JOB — Note each line of the listing that contains the string "drawn", and copy it.

╭─ RECORDS SHOWN

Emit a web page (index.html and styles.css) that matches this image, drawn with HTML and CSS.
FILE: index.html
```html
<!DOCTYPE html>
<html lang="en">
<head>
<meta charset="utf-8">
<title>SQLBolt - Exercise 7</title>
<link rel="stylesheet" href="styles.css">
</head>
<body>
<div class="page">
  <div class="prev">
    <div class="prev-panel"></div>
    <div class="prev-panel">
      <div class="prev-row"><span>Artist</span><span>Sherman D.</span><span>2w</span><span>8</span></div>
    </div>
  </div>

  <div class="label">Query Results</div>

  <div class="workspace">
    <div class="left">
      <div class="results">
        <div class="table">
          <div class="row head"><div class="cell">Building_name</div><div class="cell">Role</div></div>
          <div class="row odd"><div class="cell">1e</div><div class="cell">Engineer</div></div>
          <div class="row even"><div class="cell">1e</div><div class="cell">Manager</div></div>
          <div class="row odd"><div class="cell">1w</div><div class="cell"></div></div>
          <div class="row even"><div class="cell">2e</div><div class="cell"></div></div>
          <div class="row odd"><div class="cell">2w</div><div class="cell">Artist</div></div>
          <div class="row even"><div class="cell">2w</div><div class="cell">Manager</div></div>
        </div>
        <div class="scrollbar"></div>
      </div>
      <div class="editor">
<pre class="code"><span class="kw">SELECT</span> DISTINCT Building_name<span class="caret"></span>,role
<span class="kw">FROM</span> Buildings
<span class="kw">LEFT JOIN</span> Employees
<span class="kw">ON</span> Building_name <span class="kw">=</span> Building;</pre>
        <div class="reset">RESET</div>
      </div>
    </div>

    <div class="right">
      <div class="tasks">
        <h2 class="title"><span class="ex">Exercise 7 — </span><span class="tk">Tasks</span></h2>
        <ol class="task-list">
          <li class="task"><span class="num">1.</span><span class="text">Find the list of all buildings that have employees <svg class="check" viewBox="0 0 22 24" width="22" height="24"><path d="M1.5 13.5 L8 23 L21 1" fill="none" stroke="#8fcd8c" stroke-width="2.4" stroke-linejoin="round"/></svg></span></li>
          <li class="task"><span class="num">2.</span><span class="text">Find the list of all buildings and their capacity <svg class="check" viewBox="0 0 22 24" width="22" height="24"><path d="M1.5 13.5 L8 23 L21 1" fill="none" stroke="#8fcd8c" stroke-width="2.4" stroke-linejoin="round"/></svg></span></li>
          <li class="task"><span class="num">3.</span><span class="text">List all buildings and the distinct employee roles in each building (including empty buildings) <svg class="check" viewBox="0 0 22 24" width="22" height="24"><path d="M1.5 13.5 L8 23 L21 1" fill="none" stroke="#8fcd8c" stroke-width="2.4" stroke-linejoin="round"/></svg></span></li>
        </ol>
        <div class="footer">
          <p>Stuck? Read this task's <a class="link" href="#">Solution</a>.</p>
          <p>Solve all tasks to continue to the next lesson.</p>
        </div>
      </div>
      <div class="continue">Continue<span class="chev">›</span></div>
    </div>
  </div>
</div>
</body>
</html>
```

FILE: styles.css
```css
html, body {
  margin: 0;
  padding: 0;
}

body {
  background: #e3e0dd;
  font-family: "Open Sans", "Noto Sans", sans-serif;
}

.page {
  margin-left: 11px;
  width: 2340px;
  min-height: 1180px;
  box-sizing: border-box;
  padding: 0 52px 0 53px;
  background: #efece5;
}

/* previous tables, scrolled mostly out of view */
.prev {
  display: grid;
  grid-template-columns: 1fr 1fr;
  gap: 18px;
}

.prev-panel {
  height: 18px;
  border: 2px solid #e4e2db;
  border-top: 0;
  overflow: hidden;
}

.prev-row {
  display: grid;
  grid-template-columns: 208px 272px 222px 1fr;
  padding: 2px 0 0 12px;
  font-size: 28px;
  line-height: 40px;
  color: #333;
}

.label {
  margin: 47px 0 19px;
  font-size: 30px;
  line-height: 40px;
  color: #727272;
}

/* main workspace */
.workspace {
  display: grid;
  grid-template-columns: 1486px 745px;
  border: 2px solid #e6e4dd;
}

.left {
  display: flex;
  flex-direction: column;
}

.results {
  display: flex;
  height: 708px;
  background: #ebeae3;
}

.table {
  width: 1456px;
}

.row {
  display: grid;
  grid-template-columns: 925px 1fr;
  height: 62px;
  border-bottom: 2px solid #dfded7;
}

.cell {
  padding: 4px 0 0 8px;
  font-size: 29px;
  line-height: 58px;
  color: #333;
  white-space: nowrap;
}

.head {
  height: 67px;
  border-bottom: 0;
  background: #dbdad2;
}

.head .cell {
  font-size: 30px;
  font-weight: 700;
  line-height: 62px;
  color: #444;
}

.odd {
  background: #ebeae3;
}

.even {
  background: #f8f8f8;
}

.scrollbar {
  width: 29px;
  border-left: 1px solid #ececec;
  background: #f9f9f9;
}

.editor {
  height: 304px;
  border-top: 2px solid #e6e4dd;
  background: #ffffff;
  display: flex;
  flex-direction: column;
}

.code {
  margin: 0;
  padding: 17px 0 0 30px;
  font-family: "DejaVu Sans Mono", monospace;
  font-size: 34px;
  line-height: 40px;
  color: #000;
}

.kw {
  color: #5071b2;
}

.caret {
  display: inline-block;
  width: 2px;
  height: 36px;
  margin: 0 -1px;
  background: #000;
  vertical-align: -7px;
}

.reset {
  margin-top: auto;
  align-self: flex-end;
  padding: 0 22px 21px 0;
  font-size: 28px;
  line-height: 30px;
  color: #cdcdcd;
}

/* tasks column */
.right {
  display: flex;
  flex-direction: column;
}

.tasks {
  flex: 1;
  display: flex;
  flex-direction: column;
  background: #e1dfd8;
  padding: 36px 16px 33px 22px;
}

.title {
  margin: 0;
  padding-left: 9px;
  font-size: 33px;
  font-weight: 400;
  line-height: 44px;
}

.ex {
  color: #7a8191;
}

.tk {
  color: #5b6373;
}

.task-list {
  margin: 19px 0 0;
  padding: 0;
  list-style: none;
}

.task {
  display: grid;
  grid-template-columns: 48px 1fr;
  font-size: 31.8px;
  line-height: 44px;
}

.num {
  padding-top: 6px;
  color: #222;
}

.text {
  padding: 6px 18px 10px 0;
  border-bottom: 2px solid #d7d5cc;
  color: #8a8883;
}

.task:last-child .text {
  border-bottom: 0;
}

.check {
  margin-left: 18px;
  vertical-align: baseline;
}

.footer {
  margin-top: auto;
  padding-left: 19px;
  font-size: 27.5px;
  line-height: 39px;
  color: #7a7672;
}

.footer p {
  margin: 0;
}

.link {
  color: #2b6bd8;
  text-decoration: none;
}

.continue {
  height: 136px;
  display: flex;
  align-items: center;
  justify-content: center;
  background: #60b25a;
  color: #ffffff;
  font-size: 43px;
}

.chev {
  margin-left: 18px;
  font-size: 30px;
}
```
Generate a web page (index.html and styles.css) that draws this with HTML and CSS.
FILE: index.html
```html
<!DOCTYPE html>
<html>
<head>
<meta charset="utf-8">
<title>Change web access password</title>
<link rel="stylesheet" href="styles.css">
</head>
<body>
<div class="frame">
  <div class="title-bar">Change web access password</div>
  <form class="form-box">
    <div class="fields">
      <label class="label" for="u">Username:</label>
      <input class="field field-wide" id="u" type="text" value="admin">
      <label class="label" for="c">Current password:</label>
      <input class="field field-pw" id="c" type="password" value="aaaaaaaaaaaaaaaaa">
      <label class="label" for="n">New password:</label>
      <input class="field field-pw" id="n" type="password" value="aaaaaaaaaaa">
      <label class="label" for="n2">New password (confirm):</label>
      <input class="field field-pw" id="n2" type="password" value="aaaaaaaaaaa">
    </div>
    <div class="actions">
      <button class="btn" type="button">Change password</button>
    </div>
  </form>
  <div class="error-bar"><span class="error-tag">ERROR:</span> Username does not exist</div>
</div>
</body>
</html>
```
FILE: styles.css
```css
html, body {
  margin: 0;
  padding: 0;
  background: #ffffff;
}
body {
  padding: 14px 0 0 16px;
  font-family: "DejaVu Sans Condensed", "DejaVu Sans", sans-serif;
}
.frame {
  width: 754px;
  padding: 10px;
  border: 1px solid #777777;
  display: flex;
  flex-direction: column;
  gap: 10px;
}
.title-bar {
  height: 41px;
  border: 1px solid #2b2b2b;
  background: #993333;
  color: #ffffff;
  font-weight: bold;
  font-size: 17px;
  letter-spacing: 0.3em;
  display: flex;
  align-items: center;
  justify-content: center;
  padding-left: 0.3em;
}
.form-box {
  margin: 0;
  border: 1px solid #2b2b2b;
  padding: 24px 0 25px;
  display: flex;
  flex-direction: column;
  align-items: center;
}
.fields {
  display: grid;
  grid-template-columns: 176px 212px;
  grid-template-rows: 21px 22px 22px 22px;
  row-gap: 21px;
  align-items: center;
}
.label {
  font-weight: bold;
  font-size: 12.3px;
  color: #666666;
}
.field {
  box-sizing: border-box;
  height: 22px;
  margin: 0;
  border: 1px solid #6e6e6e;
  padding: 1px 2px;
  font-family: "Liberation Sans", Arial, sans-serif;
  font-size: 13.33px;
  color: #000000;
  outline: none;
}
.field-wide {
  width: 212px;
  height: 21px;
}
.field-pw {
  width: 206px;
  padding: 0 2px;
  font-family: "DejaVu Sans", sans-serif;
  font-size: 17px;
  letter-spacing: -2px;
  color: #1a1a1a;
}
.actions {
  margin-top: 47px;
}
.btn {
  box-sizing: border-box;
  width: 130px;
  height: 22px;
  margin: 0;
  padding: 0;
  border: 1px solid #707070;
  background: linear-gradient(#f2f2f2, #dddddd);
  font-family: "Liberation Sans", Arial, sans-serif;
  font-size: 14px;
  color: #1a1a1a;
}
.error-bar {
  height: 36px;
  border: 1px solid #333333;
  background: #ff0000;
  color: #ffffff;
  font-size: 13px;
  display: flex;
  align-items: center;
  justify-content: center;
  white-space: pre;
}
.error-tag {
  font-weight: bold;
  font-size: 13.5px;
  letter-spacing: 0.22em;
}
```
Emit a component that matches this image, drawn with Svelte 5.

╰─

EXPECTED ANSWER —
Emit a web page (index.html and styles.css) that matches this image, drawn with HTML and CSS.
Emit a component that matches this image, drawn with Svelte 5.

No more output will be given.